Read through the records below and copy each line that uses the word "index".

#### Stored data

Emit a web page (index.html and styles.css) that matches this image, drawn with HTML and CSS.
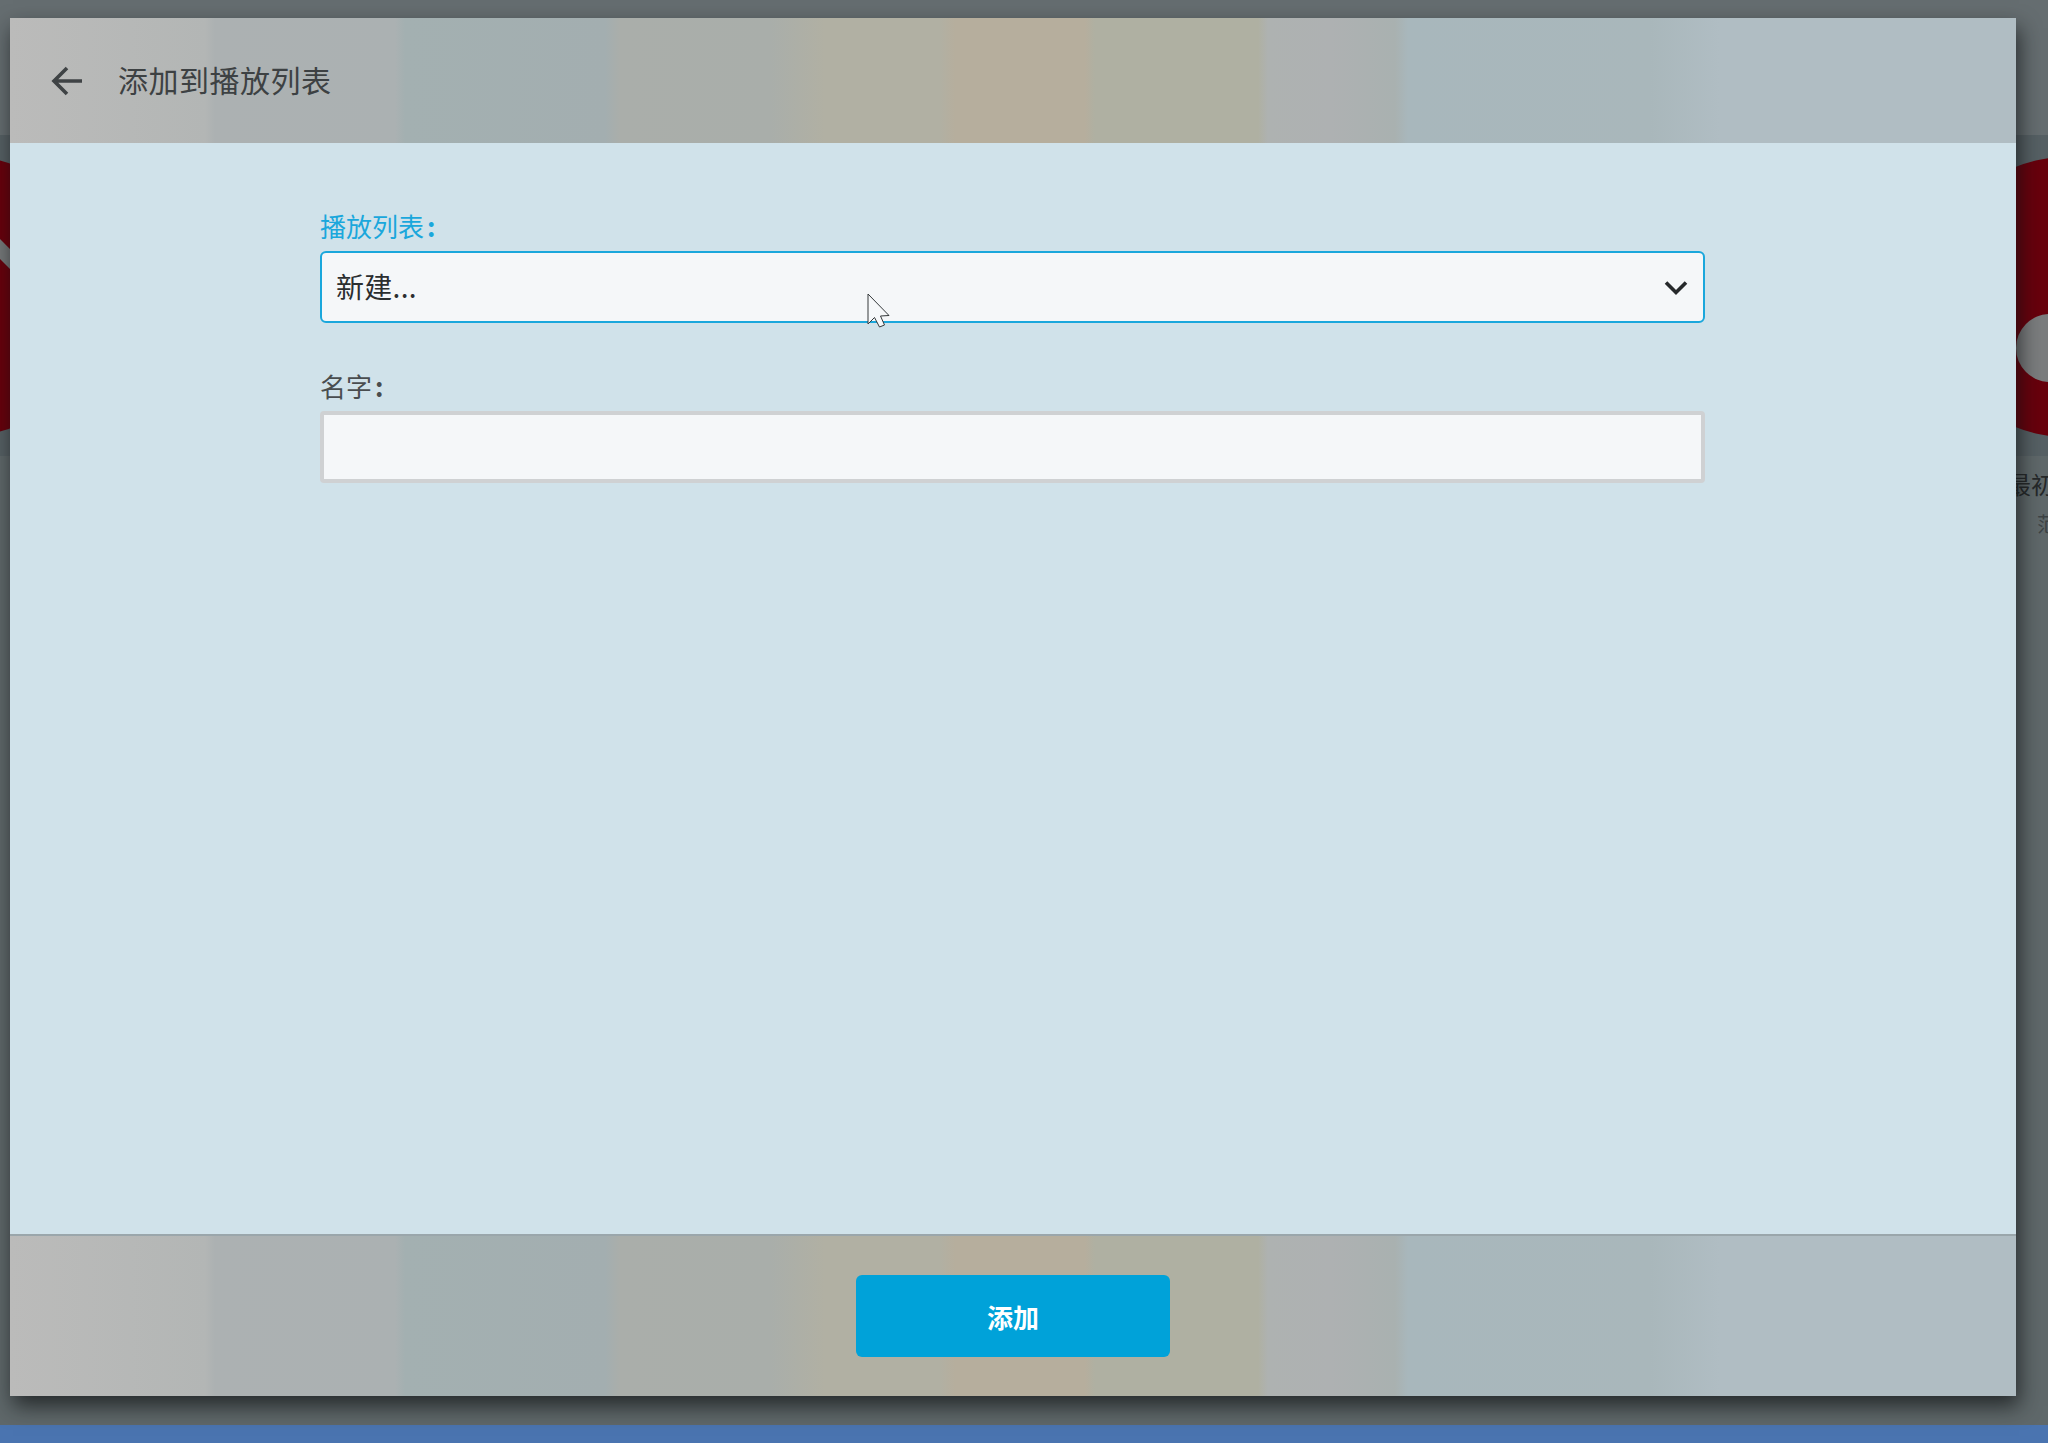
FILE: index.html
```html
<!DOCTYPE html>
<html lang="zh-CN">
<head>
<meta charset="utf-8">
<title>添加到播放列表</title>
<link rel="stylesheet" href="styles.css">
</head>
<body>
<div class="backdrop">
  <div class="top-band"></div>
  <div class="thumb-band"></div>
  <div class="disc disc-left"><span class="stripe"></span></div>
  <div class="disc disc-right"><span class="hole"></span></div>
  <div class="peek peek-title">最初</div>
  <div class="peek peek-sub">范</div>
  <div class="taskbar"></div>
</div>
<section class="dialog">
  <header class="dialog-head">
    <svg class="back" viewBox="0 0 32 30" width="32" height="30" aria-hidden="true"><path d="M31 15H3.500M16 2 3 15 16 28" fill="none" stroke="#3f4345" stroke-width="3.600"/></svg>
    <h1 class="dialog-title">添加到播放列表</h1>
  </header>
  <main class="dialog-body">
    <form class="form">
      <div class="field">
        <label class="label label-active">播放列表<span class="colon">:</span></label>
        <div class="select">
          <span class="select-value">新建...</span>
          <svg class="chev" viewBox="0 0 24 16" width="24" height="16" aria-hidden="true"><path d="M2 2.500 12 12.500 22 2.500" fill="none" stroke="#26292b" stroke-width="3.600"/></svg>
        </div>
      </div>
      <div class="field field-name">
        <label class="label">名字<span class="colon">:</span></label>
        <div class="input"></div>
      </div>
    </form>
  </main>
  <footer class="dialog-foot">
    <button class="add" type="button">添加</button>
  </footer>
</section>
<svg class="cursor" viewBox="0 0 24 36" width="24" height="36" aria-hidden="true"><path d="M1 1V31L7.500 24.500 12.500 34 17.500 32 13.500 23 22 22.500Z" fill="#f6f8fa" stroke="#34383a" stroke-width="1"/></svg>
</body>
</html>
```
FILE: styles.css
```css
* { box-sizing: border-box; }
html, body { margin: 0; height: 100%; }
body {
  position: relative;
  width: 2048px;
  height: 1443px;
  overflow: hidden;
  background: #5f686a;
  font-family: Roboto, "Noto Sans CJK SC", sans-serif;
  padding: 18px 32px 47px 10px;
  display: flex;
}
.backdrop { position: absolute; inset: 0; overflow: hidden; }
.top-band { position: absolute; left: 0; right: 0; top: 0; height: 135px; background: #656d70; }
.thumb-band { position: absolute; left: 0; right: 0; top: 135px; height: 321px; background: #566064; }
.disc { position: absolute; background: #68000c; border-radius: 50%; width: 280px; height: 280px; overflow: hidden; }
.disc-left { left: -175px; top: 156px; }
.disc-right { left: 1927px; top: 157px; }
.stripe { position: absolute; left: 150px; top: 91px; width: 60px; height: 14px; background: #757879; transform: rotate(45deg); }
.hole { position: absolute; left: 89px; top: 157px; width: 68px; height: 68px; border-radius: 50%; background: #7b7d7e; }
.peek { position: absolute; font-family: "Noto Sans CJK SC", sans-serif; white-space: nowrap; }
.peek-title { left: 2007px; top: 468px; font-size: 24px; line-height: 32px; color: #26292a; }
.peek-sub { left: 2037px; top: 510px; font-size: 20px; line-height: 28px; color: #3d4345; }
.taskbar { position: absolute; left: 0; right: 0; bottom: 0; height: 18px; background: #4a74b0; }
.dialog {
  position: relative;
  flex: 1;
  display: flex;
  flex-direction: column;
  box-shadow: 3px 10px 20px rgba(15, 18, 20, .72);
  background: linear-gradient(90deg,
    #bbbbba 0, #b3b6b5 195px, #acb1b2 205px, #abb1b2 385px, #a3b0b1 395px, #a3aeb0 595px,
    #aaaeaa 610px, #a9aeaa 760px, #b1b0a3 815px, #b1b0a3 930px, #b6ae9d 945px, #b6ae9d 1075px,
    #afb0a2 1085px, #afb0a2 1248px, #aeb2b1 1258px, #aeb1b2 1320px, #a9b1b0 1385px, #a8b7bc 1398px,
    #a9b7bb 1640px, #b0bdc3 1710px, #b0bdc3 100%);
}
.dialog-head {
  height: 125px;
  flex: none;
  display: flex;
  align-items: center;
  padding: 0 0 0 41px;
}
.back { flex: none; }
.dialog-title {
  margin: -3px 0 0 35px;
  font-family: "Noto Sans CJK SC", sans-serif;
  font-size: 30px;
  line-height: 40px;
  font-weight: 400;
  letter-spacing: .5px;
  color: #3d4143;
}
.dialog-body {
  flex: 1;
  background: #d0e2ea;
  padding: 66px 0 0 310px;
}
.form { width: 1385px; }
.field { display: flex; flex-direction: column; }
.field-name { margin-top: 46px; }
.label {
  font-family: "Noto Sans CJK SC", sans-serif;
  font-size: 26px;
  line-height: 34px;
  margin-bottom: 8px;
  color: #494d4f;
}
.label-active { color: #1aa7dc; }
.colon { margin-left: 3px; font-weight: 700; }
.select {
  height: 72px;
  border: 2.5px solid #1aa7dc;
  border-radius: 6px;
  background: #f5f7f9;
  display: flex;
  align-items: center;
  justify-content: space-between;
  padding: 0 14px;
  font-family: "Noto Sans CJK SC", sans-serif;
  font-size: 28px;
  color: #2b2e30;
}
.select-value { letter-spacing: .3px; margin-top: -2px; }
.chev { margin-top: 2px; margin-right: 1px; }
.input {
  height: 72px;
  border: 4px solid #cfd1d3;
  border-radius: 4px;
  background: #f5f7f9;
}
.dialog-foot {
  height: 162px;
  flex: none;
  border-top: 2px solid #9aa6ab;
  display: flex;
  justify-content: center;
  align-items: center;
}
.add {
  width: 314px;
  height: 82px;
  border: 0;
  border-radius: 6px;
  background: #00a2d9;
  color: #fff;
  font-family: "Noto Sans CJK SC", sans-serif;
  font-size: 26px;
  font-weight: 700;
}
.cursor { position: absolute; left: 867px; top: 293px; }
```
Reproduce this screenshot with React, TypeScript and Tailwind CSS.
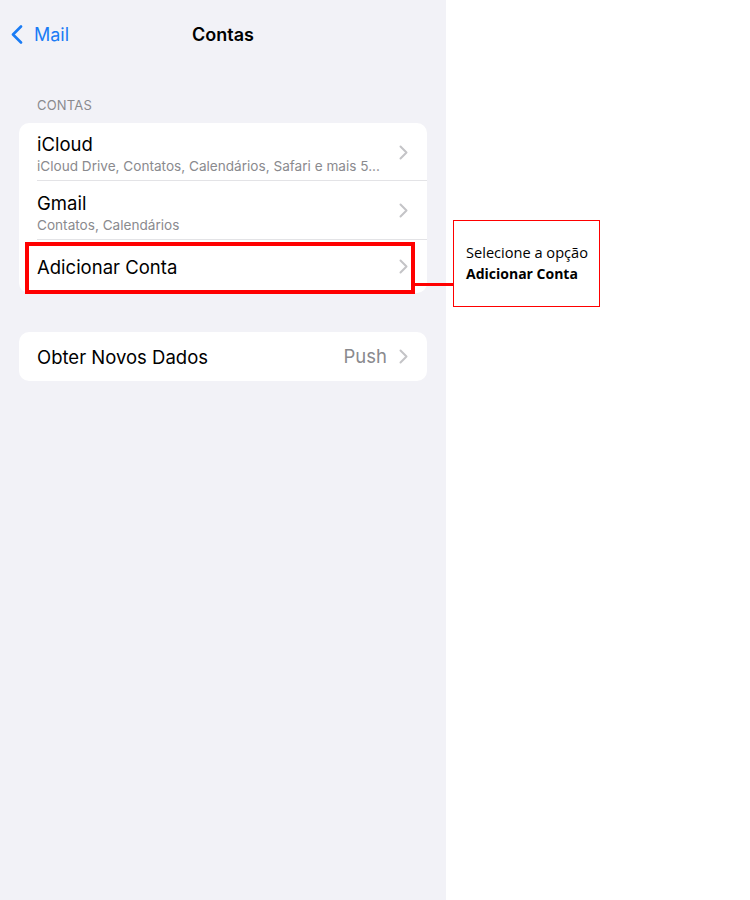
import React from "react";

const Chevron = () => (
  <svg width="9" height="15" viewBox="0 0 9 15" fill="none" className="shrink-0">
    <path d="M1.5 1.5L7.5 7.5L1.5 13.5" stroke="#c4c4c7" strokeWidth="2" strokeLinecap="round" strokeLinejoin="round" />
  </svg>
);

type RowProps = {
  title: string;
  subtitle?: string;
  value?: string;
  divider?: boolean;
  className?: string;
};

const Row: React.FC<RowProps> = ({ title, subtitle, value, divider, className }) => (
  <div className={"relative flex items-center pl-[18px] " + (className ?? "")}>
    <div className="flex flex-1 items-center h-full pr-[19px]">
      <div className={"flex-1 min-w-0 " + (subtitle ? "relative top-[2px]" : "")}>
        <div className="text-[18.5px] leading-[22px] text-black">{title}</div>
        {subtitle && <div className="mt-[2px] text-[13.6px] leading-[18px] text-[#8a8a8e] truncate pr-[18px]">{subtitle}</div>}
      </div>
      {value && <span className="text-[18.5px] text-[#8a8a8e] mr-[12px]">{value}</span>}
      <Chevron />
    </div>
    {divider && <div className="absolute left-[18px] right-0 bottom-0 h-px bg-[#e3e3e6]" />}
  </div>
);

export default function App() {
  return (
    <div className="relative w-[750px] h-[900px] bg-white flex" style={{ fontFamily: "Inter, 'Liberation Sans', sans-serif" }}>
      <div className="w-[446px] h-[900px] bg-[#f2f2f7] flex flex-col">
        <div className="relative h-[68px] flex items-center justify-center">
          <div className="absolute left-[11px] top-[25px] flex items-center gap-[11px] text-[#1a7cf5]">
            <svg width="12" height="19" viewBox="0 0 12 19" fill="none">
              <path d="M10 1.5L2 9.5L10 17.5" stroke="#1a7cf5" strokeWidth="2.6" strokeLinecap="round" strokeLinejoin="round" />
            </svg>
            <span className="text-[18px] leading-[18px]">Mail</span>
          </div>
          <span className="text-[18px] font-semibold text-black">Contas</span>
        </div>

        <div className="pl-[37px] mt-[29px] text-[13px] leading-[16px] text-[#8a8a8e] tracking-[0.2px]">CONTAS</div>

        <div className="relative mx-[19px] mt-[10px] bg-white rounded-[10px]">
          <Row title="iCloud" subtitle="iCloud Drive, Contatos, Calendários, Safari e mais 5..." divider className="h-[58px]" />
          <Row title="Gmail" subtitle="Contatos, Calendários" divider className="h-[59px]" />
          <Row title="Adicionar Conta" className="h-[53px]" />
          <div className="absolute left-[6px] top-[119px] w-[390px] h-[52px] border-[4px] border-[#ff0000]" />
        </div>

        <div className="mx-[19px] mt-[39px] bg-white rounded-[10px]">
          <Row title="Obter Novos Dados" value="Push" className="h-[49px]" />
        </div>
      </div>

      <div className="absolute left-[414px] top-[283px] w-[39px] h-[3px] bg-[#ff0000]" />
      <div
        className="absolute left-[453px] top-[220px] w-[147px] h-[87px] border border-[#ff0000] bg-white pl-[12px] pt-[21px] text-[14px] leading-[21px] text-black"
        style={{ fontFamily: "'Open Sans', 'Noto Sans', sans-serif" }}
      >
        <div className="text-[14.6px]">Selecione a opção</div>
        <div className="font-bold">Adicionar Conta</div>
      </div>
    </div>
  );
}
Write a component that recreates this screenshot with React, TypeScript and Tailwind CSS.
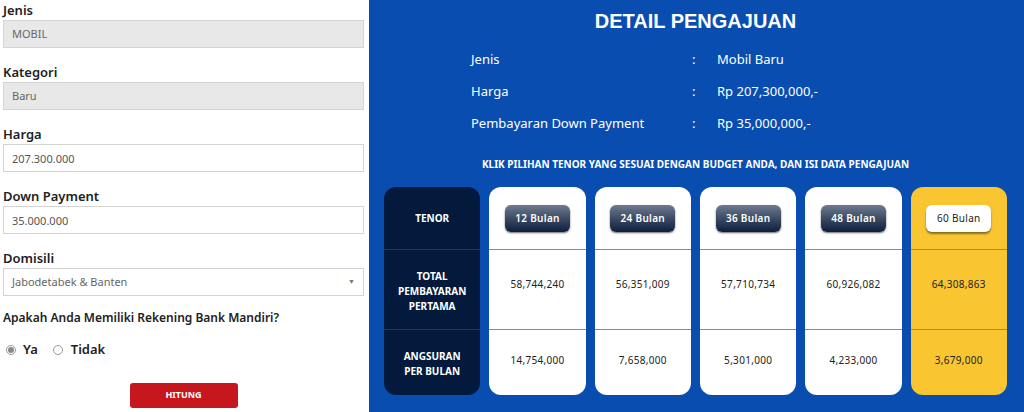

########

Written answer:
Emit a web page (index.html and styles.css) that matches this image, drawn with HTML and CSS.
FILE: index.html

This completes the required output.